** begin RECORDED DATA **

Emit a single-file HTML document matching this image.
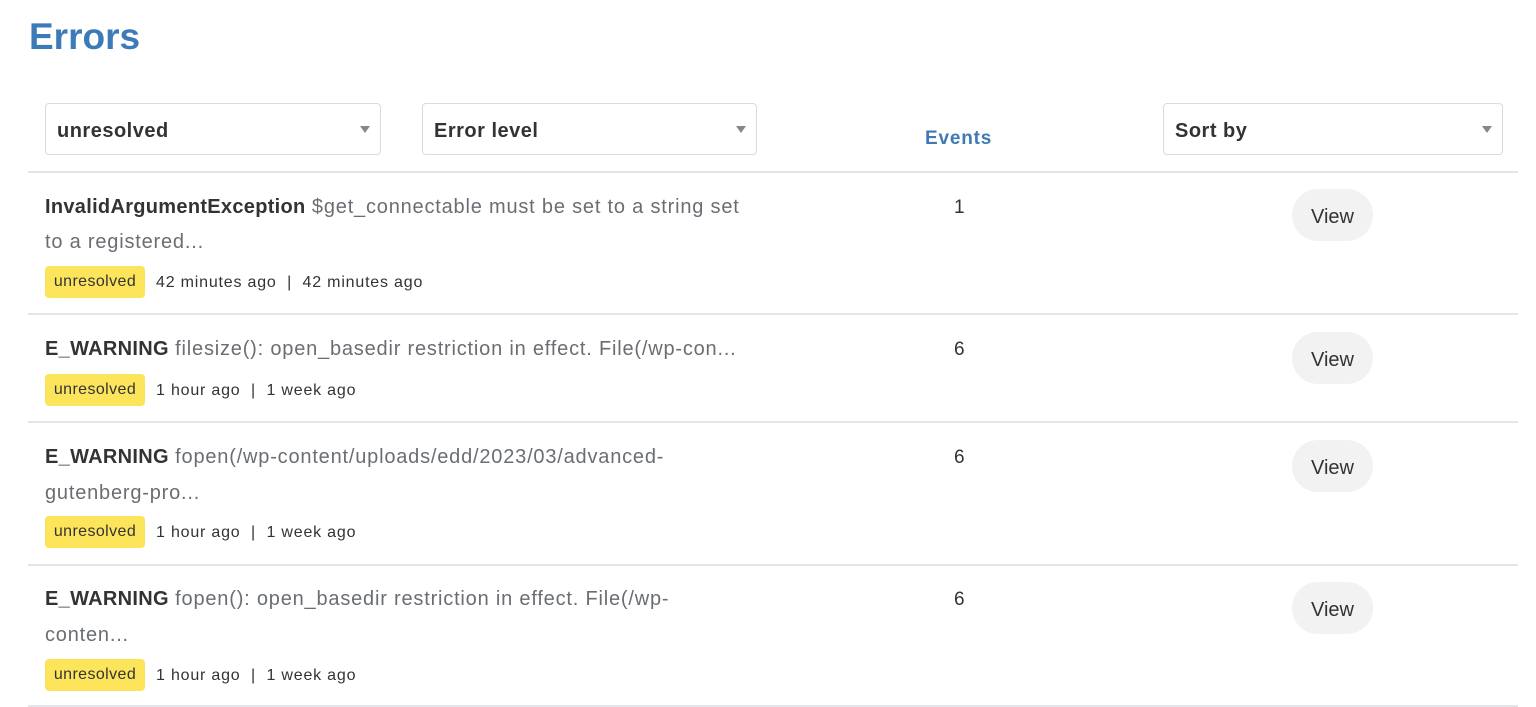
<!DOCTYPE html>
<html><head><style>
*{margin:0;padding:0;box-sizing:border-box}
body{width:1536px;height:707px;background:#fff;font-family:"Liberation Sans",sans-serif;position:relative;overflow:hidden;color:#333}
.abs{position:absolute;white-space:nowrap}
h1{position:absolute;left:29px;top:16px;font-size:37px;color:#3d7ab8;font-weight:bold;letter-spacing:0px}
.sel{position:absolute;top:103px;height:52px;border:1.5px solid #d8dbe0;border-radius:4px;font-size:20px;font-weight:bold;color:#333;padding:16px 11px 0;letter-spacing:0.5px}
.sel:after{content:"";position:absolute;right:10px;top:22px;border-left:5px solid transparent;border-right:5px solid transparent;border-top:7px solid #888}
.hr{position:absolute;left:28px;width:1490px;height:2px;background:#e3e5e8}
.t{font-size:20px;color:#6a6e73;letter-spacing:0.8px}
.t b{color:#333;letter-spacing:0.3px}
.badge{position:absolute;left:45px;height:32px;width:100px;background:#fce55b;border-radius:4px;font-size:16px;color:#333;padding:7px 0 0 0;text-align:center;letter-spacing:0.4px}
.tm{font-size:16px;color:#333;letter-spacing:0.8px}
.n{font-size:19px;color:#333;left:954px}
.v{position:absolute;left:1292px;width:81px;height:52px;border-radius:26px;background:#f2f2f2;font-size:20px;text-align:center;padding-top:17px;color:#333}
</style></head><body>
<h1>Errors</h1>
<div class="sel" style="left:45px;width:336px">unresolved</div>
<div class="sel" style="left:422px;width:335px">Error level</div>
<div class="abs" style="left:925px;top:128px;font-size:19px;font-weight:bold;color:#3f7ab5;letter-spacing:0.8px">Events</div>
<div class="sel" style="left:1163px;width:340px">Sort by</div>

<div class="hr" style="top:171px"></div>
<div class="abs t" style="left:45px;top:196px"><b>InvalidArgumentException</b> $get_connectable must be set to a string set</div>
<div class="abs t" style="left:45px;top:231px">to a registered...</div>
<div class="badge" style="top:266px">unresolved</div>
<div class="abs tm" style="left:156px;top:274px">42 minutes ago &nbsp;| &nbsp;42 minutes ago</div>
<div class="abs n" style="top:197px">1</div>
<div class="v" style="top:189px">View</div>

<div class="hr" style="top:313px"></div>
<div class="abs t" style="left:45px;top:338px"><b>E_WARNING</b> filesize(): open_basedir restriction in effect. File(/wp-con...</div>
<div class="badge" style="top:374px">unresolved</div>
<div class="abs tm" style="left:156px;top:382px">1 hour ago &nbsp;| &nbsp;1 week ago</div>
<div class="abs n" style="top:339px">6</div>
<div class="v" style="top:332px">View</div>

<div class="hr" style="top:421px"></div>
<div class="abs t" style="left:45px;top:446px"><b>E_WARNING</b> fopen(/wp-content/uploads/edd/2023/03/advanced-</div>
<div class="abs t" style="left:45px;top:482px">gutenberg-pro...</div>
<div class="badge" style="top:516px">unresolved</div>
<div class="abs tm" style="left:156px;top:524px">1 hour ago &nbsp;| &nbsp;1 week ago</div>
<div class="abs n" style="top:447px">6</div>
<div class="v" style="top:440px">View</div>

<div class="hr" style="top:564px"></div>
<div class="abs t" style="left:45px;top:588px"><b>E_WARNING</b> fopen(): open_basedir restriction in effect. File(/wp-</div>
<div class="abs t" style="left:45px;top:624px">conten...</div>
<div class="badge" style="top:659px">unresolved</div>
<div class="abs tm" style="left:156px;top:667px">1 hour ago &nbsp;| &nbsp;1 week ago</div>
<div class="abs n" style="top:589px">6</div>
<div class="v" style="top:582px">View</div>

<div class="hr" style="top:705px"></div>
</body></html>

** end RECORDED DATA **

WHAT THIS TASK INVOLVES: Leave the pictures out, and print every line of the listing exactly as written.

SOLUTION:
Emit a single-file HTML document matching this image.
<!DOCTYPE html>
<html><head><style>
*{margin:0;padding:0;box-sizing:border-box}
body{width:1536px;height:707px;background:#fff;font-family:"Liberation Sans",sans-serif;position:relative;overflow:hidden;color:#333}
.abs{position:absolute;white-space:nowrap}
h1{position:absolute;left:29px;top:16px;font-size:37px;color:#3d7ab8;font-weight:bold;letter-spacing:0px}
.sel{position:absolute;top:103px;height:52px;border:1.5px solid #d8dbe0;border-radius:4px;font-size:20px;font-weight:bold;color:#333;padding:16px 11px 0;letter-spacing:0.5px}
.sel:after{content:"";position:absolute;right:10px;top:22px;border-left:5px solid transparent;border-right:5px solid transparent;border-top:7px solid #888}
.hr{position:absolute;left:28px;width:1490px;height:2px;background:#e3e5e8}
.t{font-size:20px;color:#6a6e73;letter-spacing:0.8px}
.t b{color:#333;letter-spacing:0.3px}
.badge{position:absolute;left:45px;height:32px;width:100px;background:#fce55b;border-radius:4px;font-size:16px;color:#333;padding:7px 0 0 0;text-align:center;letter-spacing:0.4px}
.tm{font-size:16px;color:#333;letter-spacing:0.8px}
.n{font-size:19px;color:#333;left:954px}
.v{position:absolute;left:1292px;width:81px;height:52px;border-radius:26px;background:#f2f2f2;font-size:20px;text-align:center;padding-top:17px;color:#333}
</style></head><body>
<h1>Errors</h1>
<div class="sel" style="left:45px;width:336px">unresolved</div>
<div class="sel" style="left:422px;width:335px">Error level</div>
<div class="abs" style="left:925px;top:128px;font-size:19px;font-weight:bold;color:#3f7ab5;letter-spacing:0.8px">Events</div>
<div class="sel" style="left:1163px;width:340px">Sort by</div>

<div class="hr" style="top:171px"></div>
<div class="abs t" style="left:45px;top:196px"><b>InvalidArgumentException</b> $get_connectable must be set to a string set</div>
<div class="abs t" style="left:45px;top:231px">to a registered...</div>
<div class="badge" style="top:266px">unresolved</div>
<div class="abs tm" style="left:156px;top:274px">42 minutes ago &nbsp;| &nbsp;42 minutes ago</div>
<div class="abs n" style="top:197px">1</div>
<div class="v" style="top:189px">View</div>

<div class="hr" style="top:313px"></div>
<div class="abs t" style="left:45px;top:338px"><b>E_WARNING</b> filesize(): open_basedir restriction in effect. File(/wp-con...</div>
<div class="badge" style="top:374px">unresolved</div>
<div class="abs tm" style="left:156px;top:382px">1 hour ago &nbsp;| &nbsp;1 week ago</div>
<div class="abs n" style="top:339px">6</div>
<div class="v" style="top:332px">View</div>

<div class="hr" style="top:421px"></div>
<div class="abs t" style="left:45px;top:446px"><b>E_WARNING</b> fopen(/wp-content/uploads/edd/2023/03/advanced-</div>
<div class="abs t" style="left:45px;top:482px">gutenberg-pro...</div>
<div class="badge" style="top:516px">unresolved</div>
<div class="abs tm" style="left:156px;top:524px">1 hour ago &nbsp;| &nbsp;1 week ago</div>
<div class="abs n" style="top:447px">6</div>
<div class="v" style="top:440px">View</div>

<div class="hr" style="top:564px"></div>
<div class="abs t" style="left:45px;top:588px"><b>E_WARNING</b> fopen(): open_basedir restriction in effect. File(/wp-</div>
<div class="abs t" style="left:45px;top:624px">conten...</div>
<div class="badge" style="top:659px">unresolved</div>
<div class="abs tm" style="left:156px;top:667px">1 hour ago &nbsp;| &nbsp;1 week ago</div>
<div class="abs n" style="top:589px">6</div>
<div class="v" style="top:582px">View</div>

<div class="hr" style="top:705px"></div>
</body></html>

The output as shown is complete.